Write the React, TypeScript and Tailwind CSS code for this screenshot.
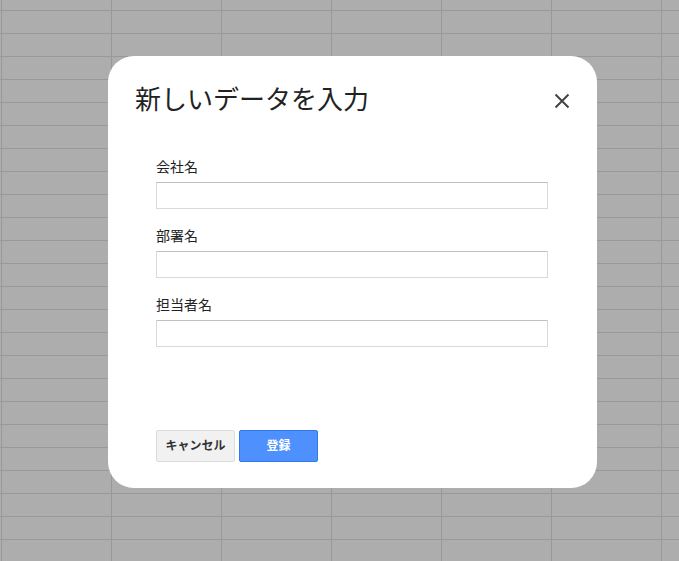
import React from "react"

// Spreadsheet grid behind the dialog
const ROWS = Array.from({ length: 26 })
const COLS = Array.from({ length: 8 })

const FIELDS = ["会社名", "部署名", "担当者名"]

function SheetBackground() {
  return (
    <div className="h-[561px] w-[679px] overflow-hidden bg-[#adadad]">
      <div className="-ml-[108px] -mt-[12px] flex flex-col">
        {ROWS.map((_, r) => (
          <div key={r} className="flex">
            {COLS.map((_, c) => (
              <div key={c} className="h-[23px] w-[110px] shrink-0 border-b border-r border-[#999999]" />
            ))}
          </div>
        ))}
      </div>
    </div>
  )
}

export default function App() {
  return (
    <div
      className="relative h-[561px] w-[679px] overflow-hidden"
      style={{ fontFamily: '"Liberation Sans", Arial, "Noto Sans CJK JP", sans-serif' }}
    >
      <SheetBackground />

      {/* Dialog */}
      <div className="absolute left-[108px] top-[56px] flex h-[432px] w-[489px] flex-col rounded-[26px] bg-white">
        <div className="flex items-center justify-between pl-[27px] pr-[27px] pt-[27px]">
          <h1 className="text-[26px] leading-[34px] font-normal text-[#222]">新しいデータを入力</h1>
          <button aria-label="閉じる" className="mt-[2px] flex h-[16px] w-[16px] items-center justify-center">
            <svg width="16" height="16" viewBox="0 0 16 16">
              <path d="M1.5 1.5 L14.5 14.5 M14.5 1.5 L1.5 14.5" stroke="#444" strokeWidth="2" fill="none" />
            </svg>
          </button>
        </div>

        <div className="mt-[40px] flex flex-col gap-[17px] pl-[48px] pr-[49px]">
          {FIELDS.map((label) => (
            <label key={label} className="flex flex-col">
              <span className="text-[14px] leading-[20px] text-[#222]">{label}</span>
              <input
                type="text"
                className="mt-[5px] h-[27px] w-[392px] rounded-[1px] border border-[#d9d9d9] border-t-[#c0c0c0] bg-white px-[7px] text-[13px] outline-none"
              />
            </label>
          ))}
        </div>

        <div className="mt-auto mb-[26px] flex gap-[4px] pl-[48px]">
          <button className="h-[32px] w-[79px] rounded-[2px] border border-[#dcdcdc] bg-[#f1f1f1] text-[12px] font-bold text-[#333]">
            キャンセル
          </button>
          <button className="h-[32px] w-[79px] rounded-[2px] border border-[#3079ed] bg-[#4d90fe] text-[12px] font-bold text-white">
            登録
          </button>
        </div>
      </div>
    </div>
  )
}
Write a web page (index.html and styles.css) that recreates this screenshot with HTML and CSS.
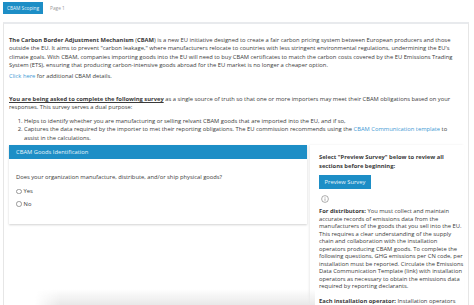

================

## WHAT YOU SHOULD DO
Repeat all of the records verbatim, leaving out the pictures.

## CORRECT ANSWER
Write the React, TypeScript and Tailwind CSS code for this screenshot.
import React from "react"

// Spreadsheet grid behind the dialog
const ROWS = Array.from({ length: 26 })
const COLS = Array.from({ length: 8 })

const FIELDS = ["会社名", "部署名", "担当者名"]

function SheetBackground() {
  return (
    <div className="h-[561px] w-[679px] overflow-hidden bg-[#adadad]">
      <div className="-ml-[108px] -mt-[12px] flex flex-col">
        {ROWS.map((_, r) => (
          <div key={r} className="flex">
            {COLS.map((_, c) => (
              <div key={c} className="h-[23px] w-[110px] shrink-0 border-b border-r border-[#999999]" />
            ))}
          </div>
        ))}
      </div>
    </div>
  )
}

export default function App() {
  return (
    <div
      className="relative h-[561px] w-[679px] overflow-hidden"
      style={{ fontFamily: '"Liberation Sans", Arial, "Noto Sans CJK JP", sans-serif' }}
    >
      <SheetBackground />

      {/* Dialog */}
      <div className="absolute left-[108px] top-[56px] flex h-[432px] w-[489px] flex-col rounded-[26px] bg-white">
        <div className="flex items-center justify-between pl-[27px] pr-[27px] pt-[27px]">
          <h1 className="text-[26px] leading-[34px] font-normal text-[#222]">新しいデータを入力</h1>
          <button aria-label="閉じる" className="mt-[2px] flex h-[16px] w-[16px] items-center justify-center">
            <svg width="16" height="16" viewBox="0 0 16 16">
              <path d="M1.5 1.5 L14.5 14.5 M14.5 1.5 L1.5 14.5" stroke="#444" strokeWidth="2" fill="none" />
            </svg>
          </button>
        </div>

        <div className="mt-[40px] flex flex-col gap-[17px] pl-[48px] pr-[49px]">
          {FIELDS.map((label) => (
            <label key={label} className="flex flex-col">
              <span className="text-[14px] leading-[20px] text-[#222]">{label}</span>
              <input
                type="text"
                className="mt-[5px] h-[27px] w-[392px] rounded-[1px] border border-[#d9d9d9] border-t-[#c0c0c0] bg-white px-[7px] text-[13px] outline-none"
              />
            </label>
          ))}
        </div>

        <div className="mt-auto mb-[26px] flex gap-[4px] pl-[48px]">
          <button className="h-[32px] w-[79px] rounded-[2px] border border-[#dcdcdc] bg-[#f1f1f1] text-[12px] font-bold text-[#333]">
            キャンセル
          </button>
          <button className="h-[32px] w-[79px] rounded-[2px] border border-[#3079ed] bg-[#4d90fe] text-[12px] font-bold text-white">
            登録
          </button>
        </div>
      </div>
    </div>
  )
}
Write a web page (index.html and styles.css) that recreates this screenshot with HTML and CSS.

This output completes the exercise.